Q: Are the gateway-town attractions worth the cost in the Smoky Mountains?
Some are, most are optional, and the budget risk is treating them as the trip rather than the extra. The big theme park is genuinely good and can be worth a day for the right group, and a single standout show or observation experience may earn its ticket. The mistake is stacking attraction after attraction on the Pigeon Forge and Gatlinburg strip until the entertainment spend quietly outgrows your lodging and becomes the largest line of the whole trip. The park is the destination; the strip grew up beside it as an optional add-on. Decide your one or two favorites before you arrive, buy them deliberately, look at combo passes only if you have honestly counted the attractions you will use, and let the free hiking, drives, wildlife, and history fill the rest of your days.
Q: How much does a Smoky Mountains trip cost for a family?

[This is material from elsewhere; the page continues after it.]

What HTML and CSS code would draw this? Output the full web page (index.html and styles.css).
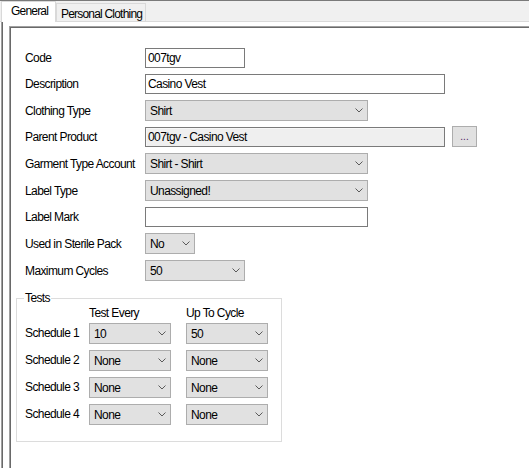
FILE: index.html
```html
<!DOCTYPE html>
<html>
<head>
<meta charset="utf-8">
<link rel="stylesheet" href="styles.css">
</head>
<body>
<div class="window">
  <div class="tabstrip">
    <div class="tab active">General</div>
    <div class="tab">Personal Clothing</div>
  </div>
  <div class="page">
    <div class="panel">
      <div class="form">
        <div class="row"><span class="lbl">Code</span><div class="text w100">007tgv</div></div>
        <div class="row"><span class="lbl">Description</span><div class="text w300">Casino Vest</div></div>
        <div class="row"><span class="lbl">Clothing Type</span><div class="combo w223"><span>Shirt</span><svg class="chev" width="8" height="5" viewBox="0 0 8 5"><polyline points="0.5,0.5 4,4 7.5,0.5"/></svg></div></div>
        <div class="row top"><span class="lbl">Parent Product</span><div class="text w300 ro">007tgv - Casino Vest</div><div class="btn">...</div></div>
        <div class="row"><span class="lbl">Garment Type Account</span><div class="combo w223"><span>Shirt - Shirt</span><svg class="chev" width="8" height="5" viewBox="0 0 8 5"><polyline points="0.5,0.5 4,4 7.5,0.5"/></svg></div></div>
        <div class="row"><span class="lbl">Label Type</span><div class="combo w223"><span>Unassigned!</span><svg class="chev" width="8" height="5" viewBox="0 0 8 5"><polyline points="0.5,0.5 4,4 7.5,0.5"/></svg></div></div>
        <div class="row"><span class="lbl">Label Mark</span><div class="text w223"></div></div>
        <div class="row"><span class="lbl">Used in Sterile Pack</span><div class="combo w50"><span>No</span><svg class="chev" width="8" height="5" viewBox="0 0 8 5"><polyline points="0.5,0.5 4,4 7.5,0.5"/></svg></div></div>
        <div class="row"><span class="lbl">Maximum Cycles</span><div class="combo w100"><span>50</span><svg class="chev" width="8" height="5" viewBox="0 0 8 5"><polyline points="0.5,0.5 4,4 7.5,0.5"/></svg></div></div>
      </div>
      <fieldset class="tests">
        <legend>Tests</legend>
        <div class="heads"><span class="h1">Test Every</span><span>Up To Cycle</span></div>
        <div class="grid">
          <span class="slbl">Schedule 1</span>
          <div class="combo"><span>10</span><svg class="chev" width="8" height="5" viewBox="0 0 8 5"><polyline points="0.5,0.5 4,4 7.5,0.5"/></svg></div>
          <div class="combo"><span>50</span><svg class="chev" width="8" height="5" viewBox="0 0 8 5"><polyline points="0.5,0.5 4,4 7.5,0.5"/></svg></div>
          <span class="slbl">Schedule 2</span>
          <div class="combo"><span>None</span><svg class="chev" width="8" height="5" viewBox="0 0 8 5"><polyline points="0.5,0.5 4,4 7.5,0.5"/></svg></div>
          <div class="combo"><span>None</span><svg class="chev" width="8" height="5" viewBox="0 0 8 5"><polyline points="0.5,0.5 4,4 7.5,0.5"/></svg></div>
          <span class="slbl">Schedule 3</span>
          <div class="combo"><span>None</span><svg class="chev" width="8" height="5" viewBox="0 0 8 5"><polyline points="0.5,0.5 4,4 7.5,0.5"/></svg></div>
          <div class="combo"><span>None</span><svg class="chev" width="8" height="5" viewBox="0 0 8 5"><polyline points="0.5,0.5 4,4 7.5,0.5"/></svg></div>
          <span class="slbl">Schedule 4</span>
          <div class="combo"><span>None</span><svg class="chev" width="8" height="5" viewBox="0 0 8 5"><polyline points="0.5,0.5 4,4 7.5,0.5"/></svg></div>
          <div class="combo"><span>None</span><svg class="chev" width="8" height="5" viewBox="0 0 8 5"><polyline points="0.5,0.5 4,4 7.5,0.5"/></svg></div>
        </div>
      </fieldset>
    </div>
  </div>
</div>
</body>
</html>
```
FILE: styles.css
```css
* { box-sizing: border-box; }
html, body { margin: 0; padding: 0; }
body {
  width: 529px;
  height: 468px;
  overflow: hidden;
  background: #ffffff;
  font-family: "Liberation Sans", Arial, sans-serif;
  font-size: 12px;
  line-height: 14px;
  letter-spacing: -0.6px;
  color: #000000;
}
.window {
  height: 468px;
  border-top: 1px solid #7a7a7a;
  display: flex;
  flex-direction: column;
}
.tabstrip {
  height: 21px;
  flex: none;
  background: #f0f0f0;
  border-bottom: 1px solid #d9d9d9;
  display: flex;
  align-items: flex-end;
  padding-left: 1px;
}
.tab {
  height: 18px;
  padding: 3px 0 0 4px;
  width: 90px;
  border: 1px solid #d9d9d9;
  border-bottom: none;
  background: #f0f0f0;
  letter-spacing: -0.8px;
}
.tab.active {
  width: 55px;
  height: 21px;
  margin-bottom: -1px;
  padding: 2px 0 0 9px;
  background: #ffffff;
  position: relative;
  z-index: 1;
}
.page {
  flex: 1;
  margin-left: 1px;
  border-left: 1px solid #a0a0a0;
  box-shadow: inset 1px 0 0 #696969;
  padding: 4px 0 0 7px;
  display: flex;
}
.panel {
  flex: 1;
  border-top: 1px solid #a0a0a0;
  border-left: 1px solid #a0a0a0;
  box-shadow: inset 1px 1px 0 #696969;
  padding: 1px 0 0 1px;
}
.form {
  display: flex;
  flex-direction: column;
  gap: 6px;
  padding: 20px 0 0 14px;
}
.row {
  display: flex;
  align-items: center;
}
.row.top { align-items: flex-start; }
.row.top .lbl { align-self: center; }
.lbl { width: 120px; flex: none; white-space: nowrap; }
.text {
  height: 20px;
  border: 1px solid #7a7a7a;
  background: #ffffff;
  padding: 0 2px;
  display: flex;
  align-items: center;
  white-space: nowrap;
}
.text.ro { background: #efefef; box-shadow: inset 1px 1px 0 #f7f7f7; }
.combo {
  height: 21px;
  border: 1px solid #adadad;
  background: #e1e1e1;
  padding: 0 4px 0 4px;
  display: flex;
  align-items: center;
  justify-content: space-between;
  white-space: nowrap;
}
.chev { flex: none; }
.chev polyline { fill: none; stroke: #5a5a5a; stroke-width: 1; }
.w50 { width: 50px; }
.w100 { width: 100px; }
.w223 { width: 223px; }
.w300 { width: 300px; }
.btn {
  width: 25px;
  height: 21px;
  margin: -1px 0 0 7px;
  border: 1px solid #adadad;
  background: #e1e1e1;
  display: flex;
  align-items: center;
  justify-content: center;
  color: #502060;
  font-size: 10px;
  letter-spacing: 0;
}
.tests {
  width: 266px;
  min-width: 0;
  height: 150px;
  margin: 11px 0 0 5px;
  padding: 0 8px 0 8px;
  border: 1px solid #dcdcdc;
}
.tests legend {
  padding: 0 1px;
  margin-left: -1px;
  line-height: 13px;
}
.heads {
  display: flex;
  margin-top: 1px;
  padding-left: 64px;
  height: 17px;
  white-space: nowrap;
}
.heads .h1 { width: 97px; }
.grid {
  display: grid;
  grid-template-columns: 49px 82px 82px;
  column-gap: 15px;
  row-gap: 6px;
  align-items: center;
}
.slbl { margin-top: -2px; white-space: nowrap; }
```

A family’s total is set by lodging and attractions, both of which scale with headcount, and the gap between a disciplined family trip and an undisciplined one is large. A family of four or five that camps or shares a larger cabin, cooks most meals in the kitchen, and caps the attraction spend at one theme-park day plus maybe one show can do a full week for a figure that surprises people. The same family in a peak-rate cabin-for-four, eating out three times a day, working through the strip ticket by ticket, can spend several times as much for the identical days. The savings come from occupancy on the cabin, the kitchen on food, and discipline on attractions, with the free park, the easy hikes, historic cabins, wildlife, and fireflies, keeping the kids happy for nothing. Confirm current rates and book the busy seasons early.